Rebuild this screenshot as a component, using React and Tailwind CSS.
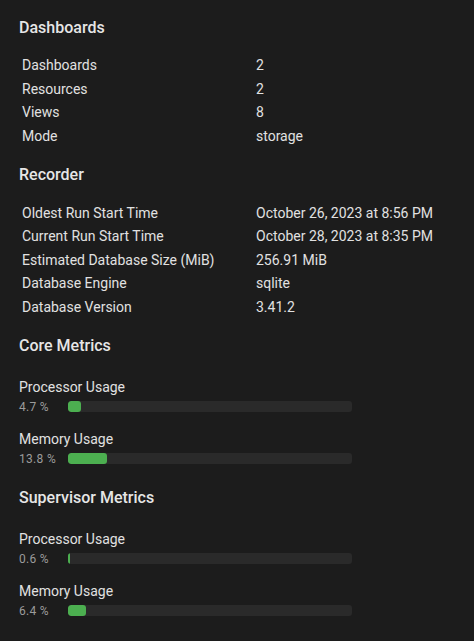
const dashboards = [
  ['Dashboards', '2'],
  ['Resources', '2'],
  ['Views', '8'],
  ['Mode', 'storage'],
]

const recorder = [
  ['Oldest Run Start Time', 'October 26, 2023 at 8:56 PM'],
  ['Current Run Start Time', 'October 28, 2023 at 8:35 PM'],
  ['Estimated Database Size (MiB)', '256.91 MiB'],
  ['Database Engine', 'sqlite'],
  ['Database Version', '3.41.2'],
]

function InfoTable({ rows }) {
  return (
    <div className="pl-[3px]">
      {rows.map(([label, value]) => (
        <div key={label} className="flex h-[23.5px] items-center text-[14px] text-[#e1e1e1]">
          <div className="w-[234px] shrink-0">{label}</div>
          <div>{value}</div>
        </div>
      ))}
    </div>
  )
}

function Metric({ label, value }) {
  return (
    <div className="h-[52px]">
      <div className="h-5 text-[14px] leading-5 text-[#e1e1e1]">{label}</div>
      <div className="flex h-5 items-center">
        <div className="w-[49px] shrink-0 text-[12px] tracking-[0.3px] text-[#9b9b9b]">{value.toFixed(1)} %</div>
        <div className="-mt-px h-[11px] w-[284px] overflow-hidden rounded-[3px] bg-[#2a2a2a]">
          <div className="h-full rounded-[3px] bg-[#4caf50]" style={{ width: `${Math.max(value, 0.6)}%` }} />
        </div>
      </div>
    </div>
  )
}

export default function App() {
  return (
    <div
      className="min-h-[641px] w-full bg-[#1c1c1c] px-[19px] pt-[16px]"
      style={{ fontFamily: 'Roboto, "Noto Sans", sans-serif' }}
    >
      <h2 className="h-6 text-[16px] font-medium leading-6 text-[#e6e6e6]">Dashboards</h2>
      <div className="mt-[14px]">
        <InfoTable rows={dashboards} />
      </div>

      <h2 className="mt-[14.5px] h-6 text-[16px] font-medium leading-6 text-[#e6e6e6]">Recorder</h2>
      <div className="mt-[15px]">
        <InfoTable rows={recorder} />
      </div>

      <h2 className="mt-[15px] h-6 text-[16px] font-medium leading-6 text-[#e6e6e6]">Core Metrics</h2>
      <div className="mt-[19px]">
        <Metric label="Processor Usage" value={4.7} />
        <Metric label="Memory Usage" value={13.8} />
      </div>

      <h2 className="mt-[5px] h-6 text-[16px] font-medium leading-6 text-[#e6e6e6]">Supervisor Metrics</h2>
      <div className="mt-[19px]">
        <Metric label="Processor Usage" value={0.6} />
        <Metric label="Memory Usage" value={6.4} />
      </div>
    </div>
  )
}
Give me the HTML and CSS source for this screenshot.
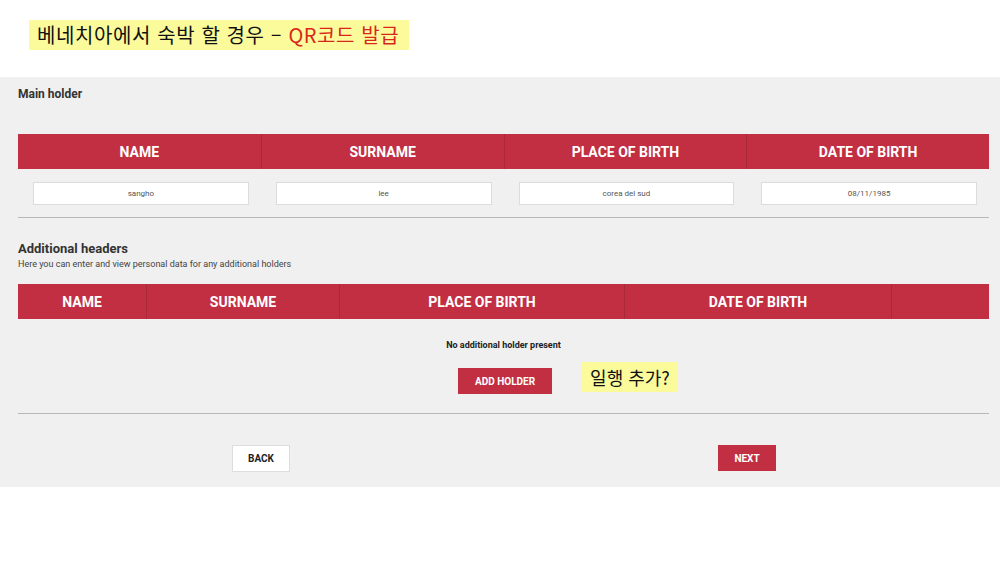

• Exercise:
Would you mind returning each entry above word for word, skipping the images?

• The solution:
Rebuild this screenshot as a component, using React and Tailwind CSS.
const dashboards = [
  ['Dashboards', '2'],
  ['Resources', '2'],
  ['Views', '8'],
  ['Mode', 'storage'],
]

const recorder = [
  ['Oldest Run Start Time', 'October 26, 2023 at 8:56 PM'],
  ['Current Run Start Time', 'October 28, 2023 at 8:35 PM'],
  ['Estimated Database Size (MiB)', '256.91 MiB'],
  ['Database Engine', 'sqlite'],
  ['Database Version', '3.41.2'],
]

function InfoTable({ rows }) {
  return (
    <div className="pl-[3px]">
      {rows.map(([label, value]) => (
        <div key={label} className="flex h-[23.5px] items-center text-[14px] text-[#e1e1e1]">
          <div className="w-[234px] shrink-0">{label}</div>
          <div>{value}</div>
        </div>
      ))}
    </div>
  )
}

function Metric({ label, value }) {
  return (
    <div className="h-[52px]">
      <div className="h-5 text-[14px] leading-5 text-[#e1e1e1]">{label}</div>
      <div className="flex h-5 items-center">
        <div className="w-[49px] shrink-0 text-[12px] tracking-[0.3px] text-[#9b9b9b]">{value.toFixed(1)} %</div>
        <div className="-mt-px h-[11px] w-[284px] overflow-hidden rounded-[3px] bg-[#2a2a2a]">
          <div className="h-full rounded-[3px] bg-[#4caf50]" style={{ width: `${Math.max(value, 0.6)}%` }} />
        </div>
      </div>
    </div>
  )
}

export default function App() {
  return (
    <div
      className="min-h-[641px] w-full bg-[#1c1c1c] px-[19px] pt-[16px]"
      style={{ fontFamily: 'Roboto, "Noto Sans", sans-serif' }}
    >
      <h2 className="h-6 text-[16px] font-medium leading-6 text-[#e6e6e6]">Dashboards</h2>
      <div className="mt-[14px]">
        <InfoTable rows={dashboards} />
      </div>

      <h2 className="mt-[14.5px] h-6 text-[16px] font-medium leading-6 text-[#e6e6e6]">Recorder</h2>
      <div className="mt-[15px]">
        <InfoTable rows={recorder} />
      </div>

      <h2 className="mt-[15px] h-6 text-[16px] font-medium leading-6 text-[#e6e6e6]">Core Metrics</h2>
      <div className="mt-[19px]">
        <Metric label="Processor Usage" value={4.7} />
        <Metric label="Memory Usage" value={13.8} />
      </div>

      <h2 className="mt-[5px] h-6 text-[16px] font-medium leading-6 text-[#e6e6e6]">Supervisor Metrics</h2>
      <div className="mt-[19px]">
        <Metric label="Processor Usage" value={0.6} />
        <Metric label="Memory Usage" value={6.4} />
      </div>
    </div>
  )
}
Give me the HTML and CSS source for this screenshot.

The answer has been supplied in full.